Kristin Chenoweth and
Also see Richard's review of Forever Tango
Every year on New Year's Eve and New Year's Day, the San Francisco Symphony presents Vienna Woods/New York Nights: Songs of Two Cities, which has become a favorite for symphony-goers. Each year the symphony presents a current Broadway diva for the second half of the program. This year was no exception with the performance of pert and petite Kristin Chenoweth for the New York portion of the festivities.
Kristin Chenoweth has had a popular following here ever since she appeared in the pre-Broadway run of Wicked, and the fans were at Davies Symphony Hall to give their love and attention to this vivacious woman with an amazing and versatile singing voice. There was an instant love fest between her and the audience.
Before the Broadway diva came on stage, the famed and wonderful San Francisco Symphony regaled the audience with some lilting waltzes from Johann Strauss, Jr. The orchestra, under the direction of Edwin Outwater, started the proceedings with Von Suppe’s classic “Overture to Poet and Peasant” which became a cult favorite after Walt Disney had the indomitable Mickey Mouse conduct an orchestra of animals to this piece in an early sound film. The orchestra got more serious with Strauss’s “Wiener Blut” with its lilting melodies. The orchestra changed gears to present the composer's “Perpetuum Mobile” which could have gone on all afternoon, but Mr. Outwater said “and so on, and so on” in German. The first half would not be complete without the audience hearing the ever-popular “By the Beautiful Blue Danube.”

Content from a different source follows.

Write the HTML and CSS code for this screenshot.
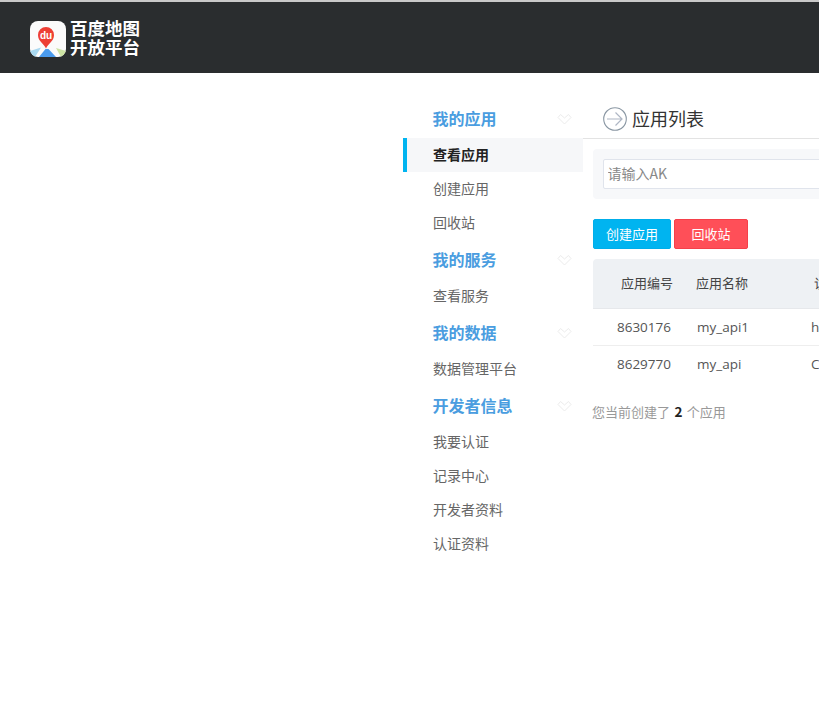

After a long intermission during which the audience rushed to the bars for Irish Coffee, campaign cocktails and, for hardy souls, a shot of Grey Goose vodka, the spectators were prepared for New York Nights. The new orchestra conductor, famed composer Andrew Lippa, strolled out on the stage, looking imperial, to great applause. Without a long introduction, Kristin, dressed in a smart black cocktail dress, came out onto the stage and went straight into BG De Sylva’s “Should I Be Sweet?” from the 1933 musical Take a Chance. This was a great number for her opening since it showed off all of the registers of her voice, from operetta trills to husky Broadway voice. There was a little repartee with the audience after this number, in which she explained that when she first came to New York to audition all of the female vocalists were using songs from Rent or modern melodies whereas she was using songs from Victor Herbert or Sigmund Romberg. Even with those auditions, her career was launched for Broadway musicals (I first saw her singing the hilarious Cellophane Wedding song in Steel Pier, and I could see she was going to be a star).

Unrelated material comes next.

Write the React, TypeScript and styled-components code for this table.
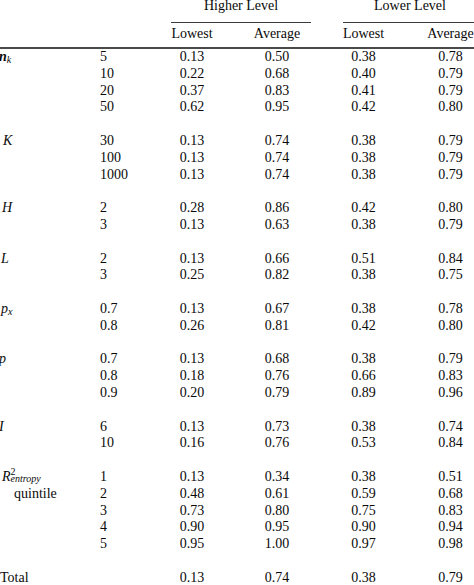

Kristin showed off her dramatic and sexy abilities when she embarked on Bobby Troup’s “Daddy,” picking on one of men in the front row. She was accompanied by two very great, sexy dancers: Sean Martin Hingston and Vince Pesce. Kristin next went into what must be one of a cabaret artist's favorite songs, “Taylor the Latte Boy,” written by Zina Goldrich and Marcy Heisler. No evening would be complete without Ms. Chenoweth singing songs by Jerome Kern. Starting with “Bill,” she segued into the torch song “Why Was I Born?” and then the jazzy “Nobody Else But Me” from Show Boat, which is one of the most difficult Kern songs to sing, since it needs several changes of vocal register. Changing into a different key, she sang Dworsky/Burns/Couglin's “Goin' to the Dance with You,” bringing out the two sexy dancers in cowboy outfits.

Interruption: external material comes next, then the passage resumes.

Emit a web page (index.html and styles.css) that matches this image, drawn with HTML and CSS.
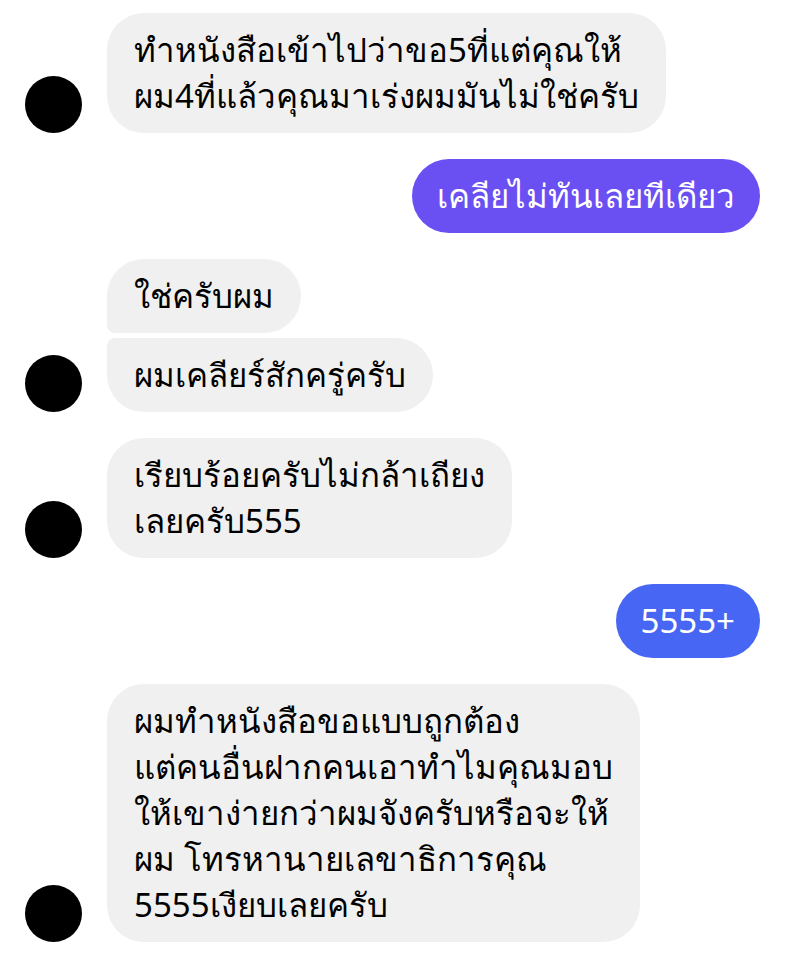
FILE: index.html
```html
<!DOCTYPE html>
<html lang="th">
<head>
    <meta charset="UTF-8">
    <meta name="viewport" content="width=device-width, initial-scale=1.0">
    <title>แชท</title>
    <link rel="stylesheet" href="styles.css">
</head>
<body>
    <div class="chat">
        <div class="row incoming">
            <div class="avatar"></div>
            <div class="group">
                <div class="bubble">ทำหนังสือเข้าไปว่าขอ5ที่แต่คุณให้<br>ผม4ที่แล้วคุณมาเร่งผมมันไม่ใช่ครับ</div>
            </div>
        </div>
        <div class="row outgoing">
            <div class="bubble purple">เคลียไม่ทันเลยทีเดียว</div>
        </div>
        <div class="row incoming">
            <div class="avatar"></div>
            <div class="group">
                <div class="bubble first">ใช่ครับผม</div>
                <div class="bubble last">ผมเคลียร์สักครู่ครับ</div>
            </div>
        </div>
        <div class="row incoming">
            <div class="avatar"></div>
            <div class="group">
                <div class="bubble">เรียบร้อยครับไม่กล้าเถียง<br>เลยครับ555</div>
            </div>
        </div>
        <div class="row outgoing">
            <div class="bubble blue">5555+</div>
        </div>
        <div class="row incoming">
            <div class="avatar"></div>
            <div class="group">
                <div class="bubble">ผมทำหนังสือขอแบบถูกต้อง<br>แต่คนอื่นฝากคนเอาทำไมคุณมอบ<br>ให้เขาง่ายกว่าผมจังครับหรือจะให้<br>ผม โทรหานายเลขาธิการคุณ<br>5555เงียบเลยครับ</div>
            </div>
        </div>
    </div>
</body>
</html>
```

FILE: styles.css
```css
body {
    margin: 0;
    background-color: #ffffff;
    font-family: "Noto Sans", sans-serif;
    color: #000000;
}

.chat {
    display: flex;
    flex-direction: column;
    gap: 26px;
    padding: 13px 50px 20px 25px;
}

.row {
    display: flex;
    align-items: flex-end;
}

.incoming {
    gap: 25px;
}

.outgoing {
    justify-content: flex-end;
}

.avatar {
    width: 57px;
    height: 57px;
    border-radius: 50%;
    background-color: #000000;
    flex-shrink: 0;
}

.group {
    display: flex;
    flex-direction: column;
    align-items: flex-start;
    gap: 5px;
}

.bubble {
    background-color: #f0f0f0;
    border-radius: 37px;
    padding: 14px 27px;
    font-size: 33px;
    line-height: 46px;
    white-space: nowrap;
}

.bubble.first {
    border-bottom-left-radius: 8px;
}

.bubble.last {
    border-top-left-radius: 8px;
}

.purple {
    background-color: #6a50f2;
    color: #ffffff;
    padding: 14px 25px;
}

.blue {
    background-color: #4666f3;
    color: #ffffff;
    padding: 14px 25px;
}
```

With Jeanine Tesori and Dick Scanlon’s “The Girl in 14 G,” Kristin used her operatic voice to its full extent. Turning serious, she said that the next song would be for all of those persons who lost love ones in the recent tsunami disaster in Asia, and went into Warren and Coughlin's “Borrowed Angels.” One could feel the pain in her voice as she sang this heartfelt song. Her program ended with a song from Wicked, “For Good.” The song was part of a duet in the musical, and it should always be sung by two, but this was a good take just the same. Thoughout the whole concert, the full San Francisco orchestra with brass backed her up with beautiful arrangements.
The audience would not let her go without an encore, and she obliged with Leonard Bernstein’s “The Jewel Song” from Candide. She does not sing it as well as the divine Barbara Cook (of course, no one can, as far as I am concerned) but Kristin's version was part operatic and part jazz, and she played it like a flapper in those roaring twenties. The audience rose to their feet, demanding a second encore and she very briefly sang “Dream a Little Dream of Me.” She said goodbye and off the stage she went.
That did not conclude the full program as Lippa directed the orchestra in the military march by Strauss Sr., “Radetzky March,” with the audience clapping in unison. I have to agree with what the New York Times said about Kristin's voice: “It emanates sunniness just short of blinding.” This was a perfect opening to 2005 for a rainy Sunday afternoon in San Francisco.